▶ _Goal_
Show every line that has the string "with" in it.

▶ _Given entries_

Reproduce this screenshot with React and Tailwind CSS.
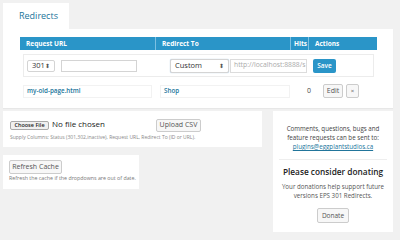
function SelectBox({ label, className }) {
  return (
    <div className={`flex items-center justify-between bg-white border border-[#d4d4d4] rounded-[2px] px-[4px] text-[7.5px] text-[#333] ${className}`}>
      <span>{label}</span>
      <span className="text-[6px] leading-none text-[#555]">⬍</span>
    </div>
  )
}

function SmallButton({ children, className }) {
  return (
    <div className={`flex items-center justify-center bg-[#f7f7f7] border border-[#cccccc] rounded-[2px] text-[#555] ${className}`}>
      {children}
    </div>
  )
}

export default function App() {
  return (
    <div className="w-[400px] h-[240px] bg-[#f1f1f1] pl-[3px] pt-[3px] overflow-hidden" style={{ fontFamily: '"Open Sans", "Noto Sans", sans-serif' }}>
      {/* tab */}
      <div className="w-[66px] h-[26px] bg-white flex items-center pl-[16px] text-[9px] text-[#21759b]">
        Redirects
      </div>

      {/* main panel */}
      <div className="w-[390px] h-[79px] bg-white pl-[17px] pt-[8px] shadow-[0_1px_1px_rgba(0,0,0,0.04)]">
        <div className="flex w-[357px] h-[13px] bg-[#2a95c8] text-white text-[6.5px] font-bold">
          <div className="w-[136px] pl-[6px] flex items-center border-r border-[#7cc0e2]">Request URL</div>
          <div className="w-[135px] pl-[6px] flex items-center border-r border-[#7cc0e2]">Redirect To</div>
          <div className="w-[18px] pl-[3px] flex items-center border-r border-[#7cc0e2]">Hits</div>
          <div className="flex-1 pl-[6px] flex items-center">Actions</div>
        </div>

        <div className="mt-[4px] ml-[3px] w-[351px] h-[23px] border border-[#ececec] flex items-center">
          <SelectBox label="301" className="ml-[3px] w-[28px] h-[12px]" />
          <div className="ml-[6px] w-[76px] h-[12px] border border-[#d4d4d4] bg-white" />
          <SelectBox label="Custom" className="ml-[33px] w-[59px] h-[14px] border-[#8fb4d8] shadow-[0_0_1px_#8fb4d8]" />
          <div className="ml-[1px] w-[77px] h-[14px] border border-[#dcdcdc] bg-white flex items-center pl-[3px] text-[6.8px] text-[#aaa] overflow-hidden whitespace-nowrap">
            http://localhost:8888/s
          </div>
          <div className="ml-[6px] w-[23px] h-[14px] bg-[#2a95c8] rounded-[2px] text-white text-[6.5px] font-semibold flex items-center justify-center">
            Save
          </div>
        </div>

        <div className="mt-[7px] ml-[3px] h-[14px] flex items-center">
          <div className="w-[129px] h-[13px] border border-[#f2f2f2] flex items-center pl-[3px] text-[6.3px] font-semibold text-[#21759b]">
            my-old-page.html
          </div>
          <div className="ml-[8px] w-[130px] h-[13px] border border-[#f2f2f2] flex items-center pl-[3px] text-[6.3px] font-semibold text-[#21759b]">
            Shop
          </div>
          <div className="w-[21px] text-right text-[7px] text-[#444]">0</div>
          <SmallButton className="ml-[12px] w-[20px] h-[14px] text-[7px]">Edit</SmallButton>
          <SmallButton className="ml-[3px] w-[13px] h-[14px] text-[6px]">×</SmallButton>
        </div>
      </div>

      <div className="flex mt-[3px]">
        <div className="flex flex-col">
          {/* upload panel */}
          <div className="w-[259px] h-[36px] bg-white pl-[7px] pt-[8px]">
            <div className="flex items-center h-[13px]">
              <div className="w-[39px] h-[9px] bg-[#f0f0f0] border border-[#a9a9a9] rounded-[2px] flex items-center justify-center text-[5.5px] font-semibold text-[#222]">
                Choose File
              </div>
              <span className="ml-[3px] text-[8px] text-[#222] self-start -mt-[1px]">No file chosen</span>
              <SmallButton className="ml-[51px] w-[45px] h-[13px] text-[7px]">Upload CSV</SmallButton>
            </div>
            <div className="mt-[2px] text-[5px] text-[#888] whitespace-nowrap">
              Supply Columns: Status (301,302,inactive), Request URL, Redirect To (ID or URL).
            </div>
          </div>

          {/* refresh panel */}
          <div className="mt-[8px] w-[136px] h-[34px] bg-white pl-[6px] pt-[5px]">
            <SmallButton className="w-[53px] h-[14px] text-[7px]">Refresh Cache</SmallButton>
            <div className="mt-[1px] text-[5.3px] text-[#777] whitespace-nowrap">
              Refresh the cache if the dropdowns are out of date.
            </div>
          </div>
        </div>

        {/* right panel */}
        <div className="ml-[11px] w-[120px] h-[121px] bg-white px-[4px] pt-[13px] flex flex-col items-center text-center">
          <div className="text-[6.2px] leading-[9px] text-[#444] whitespace-nowrap">
            Comments, questions, bugs and<br />
            feature requests can be sent to:<br />
            <span className="text-[#21759b] underline">plugins@eggplantstudios.ca</span>
          </div>
          <div className="w-[108px] mt-[8px] border-t border-[#eeeeee]" />
          <div className="mt-[6px] text-[8.3px] font-semibold text-[#222] whitespace-nowrap">Please consider donating</div>
          <div className="mt-[4px] text-[6.2px] leading-[9px] text-[#555] whitespace-nowrap">
            Your donations help support future<br />
            versions EPS 301 Redirects.
          </div>
          <SmallButton className="mt-[8px] w-[32px] h-[15px] text-[6.5px]">Donate</SmallButton>
        </div>
      </div>
    </div>
  )
}
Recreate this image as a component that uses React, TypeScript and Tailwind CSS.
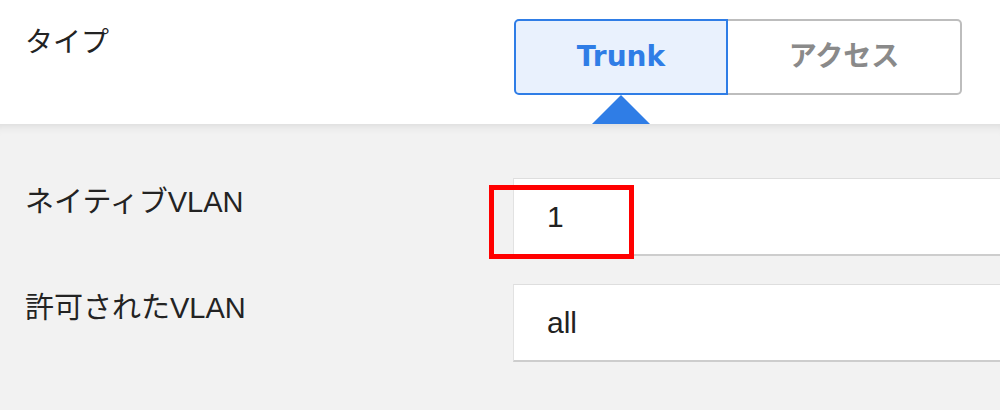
import React from "react";

const font = { fontFamily: '"Liberation Sans", "Noto Sans CJK JP", sans-serif' };

function FieldRow({ label, value, marked }: { label: string; value: string; marked?: boolean }) {
  return (
    <div className="flex">
      <div className="w-[513px] shrink-0 pl-[25px]">
        <p className="mt-[10px] text-[29px] leading-[29px] text-[#232323]">{label}</p>
      </div>
      <div className="relative flex-1">
        <input
          readOnly
          defaultValue={value}
          className="block h-[78px] w-full border-t border-l border-b-2 border-t-[#dedede] border-l-[#e2e2e2] border-b-[#cdcdcd] bg-white pl-[33px] text-[30px] text-[#222] outline-none"
        />
        {marked && (
          <div className="pointer-events-none absolute top-[7px] -left-[24px] h-[74px] w-[145px] border-[5px] border-[#ff0000]"></div>
        )}
      </div>
    </div>
  );
}

export default function App() {
  return (
    <div className="h-[410px] w-[1000px] overflow-hidden bg-[#f2f2f2]" style={font}>
      <div className="flex h-[124px] bg-white">
        <div className="w-[514px] shrink-0 pl-[25px] pt-[19px]">
          <p className="mt-[10px] text-[28px] leading-[28px] text-[#232323]">タイプ</p>
        </div>
        <div className="flex flex-col pt-[19px]">
          <div className="flex">
            <button className="flex h-[76px] w-[214px] items-center justify-center rounded-l-[5px] border-2 border-[#2f7de6] bg-[#e9f1fd] text-[28px] font-bold text-[#2f7de6]" style={{ fontFamily: '"DejaVu Sans", sans-serif' }}>
              Trunk
            </button>
            <button className="flex h-[76px] w-[234px] items-center justify-center rounded-r-[5px] border-2 border-l-0 border-[#bdbdbd] bg-white text-[28px] font-bold text-[#8a8a8a]">
              アクセス
            </button>
          </div>
          <div className="flex w-[214px] justify-center">
            <div className="h-0 w-0 border-r-[29px] border-b-[29px] border-l-[29px] border-r-transparent border-b-[#2f7de6] border-l-transparent"></div>
          </div>
        </div>
      </div>
      <div className="flex flex-col gap-[28px] pt-[54px] shadow-[inset_0_10px_10px_-8px_rgba(0,0,0,0.1)]">
        <FieldRow label="ネイティブVLAN" value="1" marked />
        <FieldRow label="許可されたVLAN" value="all" />
      </div>
    </div>
  );
}
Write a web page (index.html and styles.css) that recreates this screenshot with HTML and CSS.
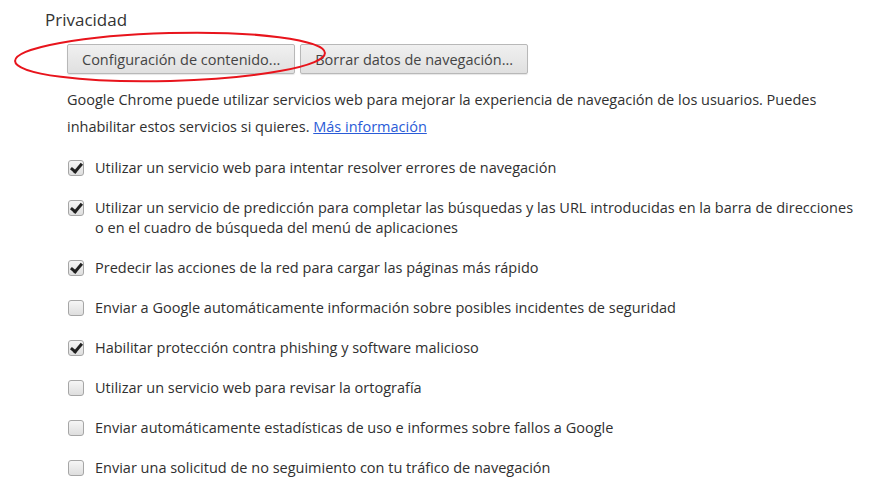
FILE: index.html
```html
<!DOCTYPE html>
<html lang="es">
<head>
  <meta charset="UTF-8">
  <title>Privacidad</title>
  <link rel="stylesheet" href="styles.css">
</head>
<body>

  <div class="section">
    <h2>Privacidad</h2>

    <div class="content">
      <div class="buttons">
        <button>Configuración de contenido...</button>
        <button>Borrar datos de navegación...</button>
      </div>

      <p class="intro">
        Google Chrome puede utilizar servicios web para mejorar la experiencia de navegación de los usuarios. Puedes
        inhabilitar estos servicios si quieres. <a href="#">Más información</a>
      </p>

      <ul class="options">
        <li><span class="box checked"></span><span class="label">Utilizar un servicio web para intentar resolver errores de navegación</span></li>
        <li><span class="box checked"></span><span class="label">Utilizar un servicio de predicción para completar las búsquedas y las URL introducidas en la barra de direcciones o en el cuadro de búsqueda del menú de aplicaciones</span></li>
        <li><span class="box checked"></span><span class="label">Predecir las acciones de la red para cargar las páginas más rápido</span></li>
        <li><span class="box"></span><span class="label">Enviar a Google automáticamente información sobre posibles incidentes de seguridad</span></li>
        <li><span class="box checked"></span><span class="label">Habilitar protección contra phishing y software malicioso</span></li>
        <li><span class="box"></span><span class="label">Utilizar un servicio web para revisar la ortografía</span></li>
        <li><span class="box"></span><span class="label">Enviar automáticamente estadísticas de uso e informes sobre fallos a Google</span></li>
        <li><span class="box"></span><span class="label">Enviar una solicitud de no seguimiento con tu tráfico de navegación</span></li>
      </ul>
    </div>
  </div>

  <!-- red annotation round the first button -->
  <svg class="mark" width="888" height="120" viewBox="0 0 888 120">
    <ellipse cx="170" cy="57" rx="155" ry="24" transform="rotate(-1.5 170 57)"
             fill="none" stroke="#e8141c" stroke-width="2"/>
  </svg>

</body>
</html>
```

FILE: styles.css
```css
/* Global Styles */
body {
  margin: 0;
  padding: 0;
  background: #fff;
  color: #303030;
  font-family: "Open Sans", "Noto Sans", sans-serif;
  font-size: 14.5px;
}

.section {
  padding: 10px 0 0 45px;
}

h2 {
  margin: 0;
  font-size: 17px;
  font-weight: normal;
  line-height: 20px;
  color: #333;
}

.content {
  padding-left: 22px;
}

.buttons {
  display: flex;
  gap: 5px;
  margin-top: 14px;
}

.buttons button {
  height: 30px;
  padding: 0 14px;
  font-family: inherit;
  font-size: 14.5px;
  color: #444;
  background: linear-gradient(#f0f0f0, #e0e0e0);
  border: 1px solid #b8b8b8;
  border-radius: 2px;
  box-shadow: 0 1px 1px rgba(0, 0, 0, 0.1);
}

.intro {
  margin: 12px 0 0;
  width: 775px;
  line-height: 27px;
}

.intro a {
  color: #2a5bd7;
}

.options {
  list-style: none;
  margin: 18px 0 0;
  padding: 0;
}

.options li {
  display: flex;
  align-items: flex-start;
  gap: 11px;
  line-height: 20px;
  margin-bottom: 20px;
}

.label {
  max-width: 765px;
}

.box {
  flex: none;
  width: 14px;
  height: 14px;
  margin-top: 2px;
  margin-left: 1px;
  border: 1px solid #a6a6a6;
  border-radius: 3px;
  background: linear-gradient(#f6f6f6, #dedede);
  position: relative;
}

.box.checked::after {
  content: "";
  position: absolute;
  left: 4px;
  top: 0;
  width: 4px;
  height: 9px;
  border: solid #222;
  border-width: 0 3px 3px 0;
  transform: rotate(40deg);
}

.mark {
  position: absolute;
  top: 0;
  left: 0;
  pointer-events: none;
}
```
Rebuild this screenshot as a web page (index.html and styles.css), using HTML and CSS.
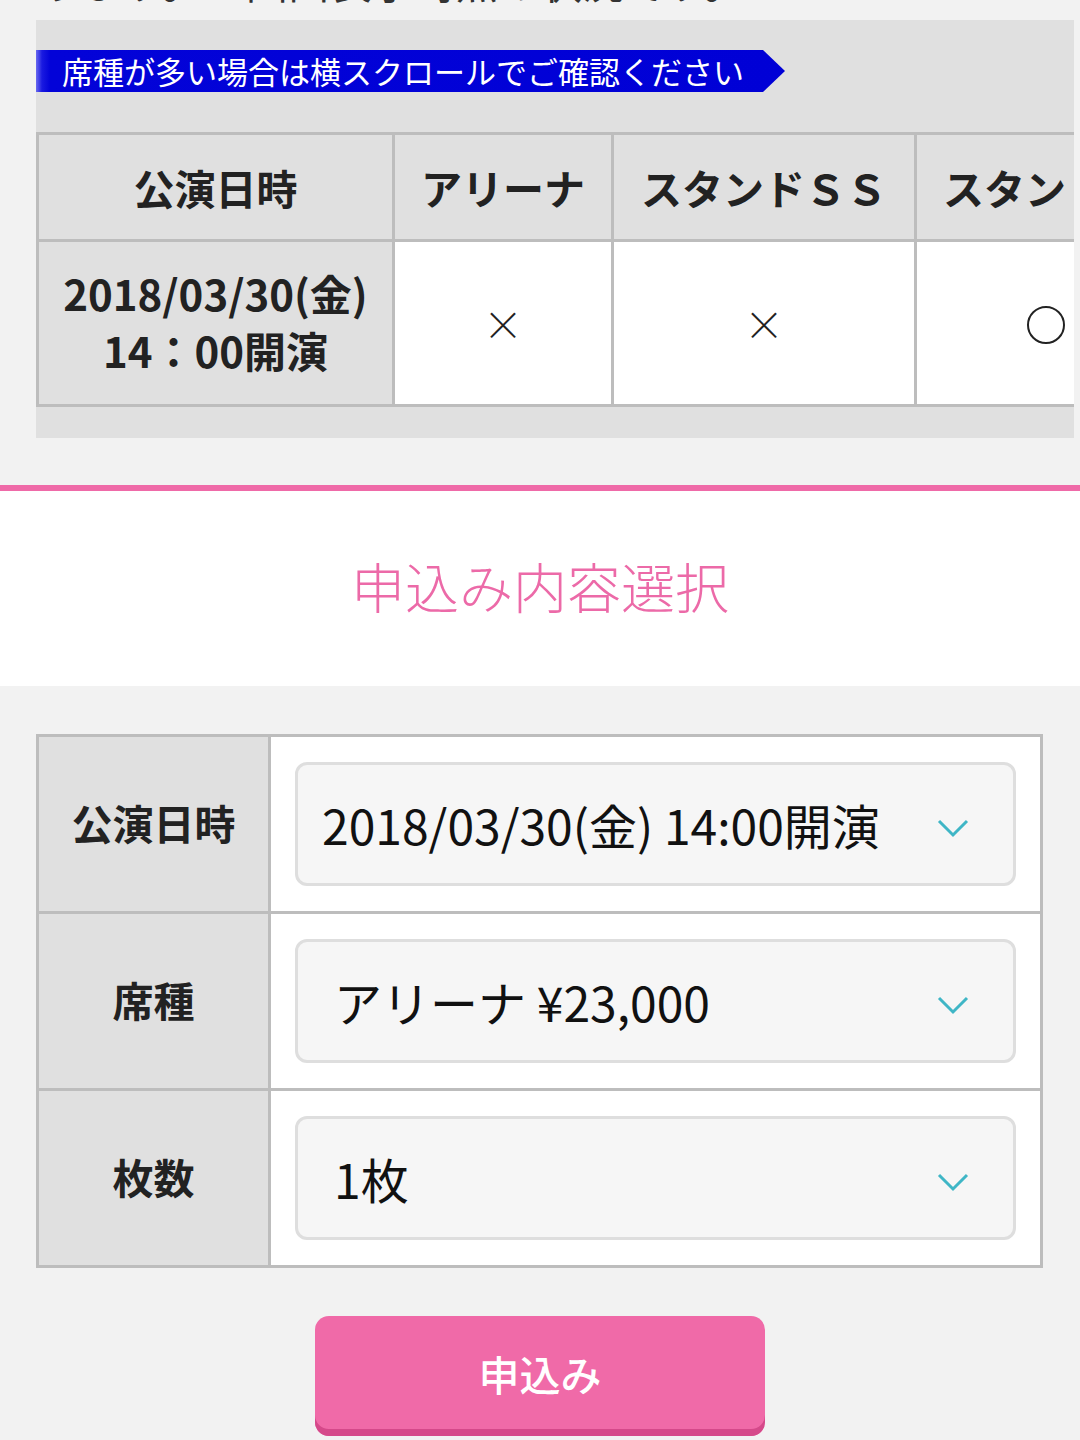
FILE: index.html
```html
<!DOCTYPE html>
<html lang="ja">
<head>
<meta charset="utf-8">
<title>申込み内容選択</title>
<link rel="stylesheet" href="styles.css">
</head>
<body>
<div class="page">
  <p class="notice">ります。※画面表示時点の状況です。</p>

  <div class="status-box">
    <div class="banner">席種が多い場合は横スクロールでご確認ください</div>
    <div class="scroll">
      <table class="status-table">
        <thead>
          <tr>
            <th class="c-date">公演日時</th>
            <th class="c-arena">アリーナ</th>
            <th class="c-ss">スタンドＳＳ</th>
            <th class="c-s">スタンドＳ</th>
          </tr>
        </thead>
        <tbody>
          <tr>
            <th class="date-cell">2018/03/30(金)<br>14：00開演</th>
            <td>×</td>
            <td>×</td>
            <td class="ok"><span class="circle"></span></td>
          </tr>
        </tbody>
      </table>
    </div>
  </div>

  <section class="title-band">
    <h2 class="title">申込み内容選択</h2>
  </section>

  <div class="form-area">
    <table class="form-table">
      <tr>
        <th>公演日時</th>
        <td>
          <div class="select select-date">
            <span class="select-text">2018/03/30(金) 14:00開演</span>
            <svg class="chev" width="32" height="20" viewBox="0 0 32 20"><path d="M2 3 L16 17 L30 3" fill="none" stroke="#3fb6c6" stroke-width="3"/></svg>
          </div>
        </td>
      </tr>
      <tr>
        <th>席種</th>
        <td>
          <div class="select">
            <span class="select-text">アリーナ ¥23,000</span>
            <svg class="chev" width="32" height="20" viewBox="0 0 32 20"><path d="M2 3 L16 17 L30 3" fill="none" stroke="#3fb6c6" stroke-width="3"/></svg>
          </div>
        </td>
      </tr>
      <tr>
        <th>枚数</th>
        <td>
          <div class="select">
            <span class="select-text">1枚</span>
            <svg class="chev" width="32" height="20" viewBox="0 0 32 20"><path d="M2 3 L16 17 L30 3" fill="none" stroke="#3fb6c6" stroke-width="3"/></svg>
          </div>
        </td>
      </tr>
    </table>

    <div class="btn-row">
      <button class="apply-btn">申込み</button>
    </div>
  </div>
</div>
</body>
</html>
```

FILE: styles.css
```css
html, body {
  margin: 0;
  padding: 0;
}
body {
  background: #f2f2f2;
  font-family: "Noto Sans CJK JP", "Noto Sans", sans-serif;
  color: #222;
  width: 1080px;
  height: 1440px;
  overflow: hidden;
}
.page {
  width: 1080px;
}
.notice {
  margin: -44px 0 0 0;
  padding-left: 40px;
  height: 64px;
  font-size: 42px;
  line-height: 50px;
  color: #333;
  white-space: nowrap;
  overflow: hidden;
}

/* status box */
.status-box {
  margin-left: 36px;
  width: 1038px;
  background: #e0e0e0;
  padding: 30px 0 31px 0;
  overflow: hidden;
}
.banner {
  width: 749px;
  height: 42px;
  box-sizing: border-box;
  padding-left: 26px;
  background: linear-gradient(to right, #6a6af0 0px, #1a1ae0 6px, #0303d8 14px, #0000d6 100%);
  clip-path: polygon(0 0, 727px 0, 749px 21px, 727px 42px, 0 42px);
  color: #fff;
  font-size: 31px;
  line-height: 42px;
  letter-spacing: 0;
  white-space: nowrap;
}
.scroll {
  margin-top: 40px;
  overflow: hidden;
}
.status-table {
  border-collapse: collapse;
  table-layout: fixed;
  width: 1220px;
}
.status-table th,
.status-table td {
  border: 3px solid #bdbdbd;
  padding: 0;
  text-align: center;
  vertical-align: middle;
}
.status-table thead th {
  height: 104px;
  background: #e0e0e0;
  font-size: 41px;
  font-weight: 700;
  color: #222;
  white-space: nowrap;
  overflow: hidden;
}
.c-date { width: 353px; }
.c-arena { width: 216px; }
.c-ss { width: 300px; }
.c-s { width: 340px; }
.status-table thead th.c-s { text-align: left; padding-left: 26px; }
.status-table tbody th.date-cell {
  height: 158px;
  background: #e0e0e0;
  font-size: 42px;
  font-weight: 700;
  line-height: 57px;
  color: #222;
  padding-bottom: 4px;
}
.status-table tbody td {
  background: #fff;
  font-size: 40px;
  font-weight: 300;
  color: #222;
}
.status-table tbody td.ok {
  text-align: left;
  padding-left: 110px;
}
.circle {
  display: inline-block;
  width: 34px;
  height: 34px;
  border: 2px solid #222;
  border-radius: 50%;
  vertical-align: middle;
  margin-top: -8px;
}

/* title */
.title-band {
  margin-top: 47px;
  border-top: 6px solid #ef6aa8;
  background: #fff;
  height: 195px;
  display: flex;
  align-items: center;
  justify-content: center;
}
.title {
  margin: 0;
  font-size: 54px;
  font-weight: 300;
  color: #ec6aa8;
  letter-spacing: 0;
  padding-bottom: 6px;
}

/* form */
.form-area {
  padding: 48px 0 0 36px;
}
.form-table {
  border-collapse: collapse;
  width: 1007px;
  table-layout: fixed;
}
.form-table th,
.form-table td {
  border: 3px solid #bdbdbd;
  height: 170px;
  padding: 0;
  vertical-align: middle;
}
.form-table th {
  width: 229px;
  background: #e0e0e0;
  font-size: 41px;
  font-weight: 700;
  color: #222;
  text-align: center;
  padding-bottom: 4px;
}
.form-table td {
  background: #fff;
  padding: 0 24px 0 24px;
}
.select {
  height: 124px;
  box-sizing: border-box;
  border: 3px solid #dedede;
  border-radius: 12px;
  background: #f6f6f6;
  display: flex;
  align-items: center;
  padding: 0 44px 0 36px;
}
.select-date {
  padding-left: 24px;
}
.select-text {
  flex: 1;
  font-size: 48px;
  font-weight: 400;
  color: #111;
  white-space: nowrap;
  line-height: 1;
}
.chev {
  display: block;
  margin-top: 8px;
}

.btn-row {
  display: flex;
  justify-content: center;
  padding: 48px 0 0 0;
  margin-left: -36px;
}
.apply-btn {
  width: 450px;
  height: 120px;
  border: 0;
  border-radius: 14px;
  background: #f06aa8;
  box-shadow: inset 0 -7px 0 #d5498a;
  color: #fff;
  font-family: "Noto Sans CJK JP", "Noto Sans", sans-serif;
  font-size: 41px;
  font-weight: 500;
  padding: 0 0 6px 0;
}
```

▶ _Problem solution_
Reproduce this screenshot with React and Tailwind CSS.
Write a web page (index.html and styles.css) that recreates this screenshot with HTML and CSS.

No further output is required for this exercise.